In this exercise, you’ll create catalogs using Catalog Explorer, populate schemas and tables using SQL commands, then navigate the hierarchy using both SQL queries and the Catalog Explorer interface.

This exercise should take approximately 30 minutes to complete.

Note: The Azure Databricks user interface is subject to continual improvement. The user interface may have changed since the instructions in this exercise were written.

Provision an Azure Databricks workspace

Tip: If you already have an Azure Databricks workspace, you can skip this procedure and use your existing workspace.

This exercise includes a script to provision a new Azure Databricks workspace. The script attempts to create a Premium tier Azure Databricks workspace resource in a region in which your Azure subscription has sufficient quota for the compute cores required in this exercise; and assumes your user account has sufficient permissions in the subscription to create an Azure Databricks workspace resource.

If the script fails due to insufficient quota or permissions, you can try to create an Azure Databricks workspace interactively in the Azure portal.
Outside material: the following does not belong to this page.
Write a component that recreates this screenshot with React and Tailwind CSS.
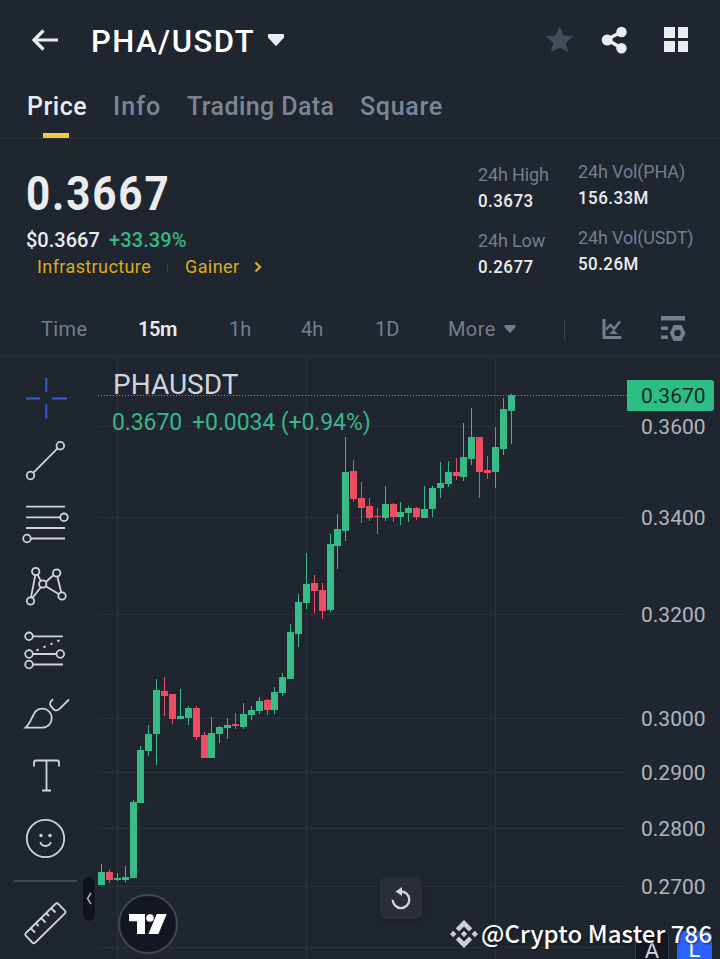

In a web browser, sign into the Azure portal at https://portal.azure.com.
Use the [>_] button to the right of the search bar at the top of the page to create a new Cloud Shell in the Azure portal, selecting a PowerShell environment. The cloud shell provides a command line interface in a pane at the bottom of the Azure portal, as shown here:

Note: If you have previously created a cloud shell that uses a Bash environment, switch it to PowerShell.
Note that you can resize the cloud shell by dragging the separator bar at the top of the pane, or by using the —, ⤢, and X icons at the top right of the pane to minimize, maximize, and close the pane. For more information about using the Azure Cloud Shell, see the Azure Cloud Shell documentation.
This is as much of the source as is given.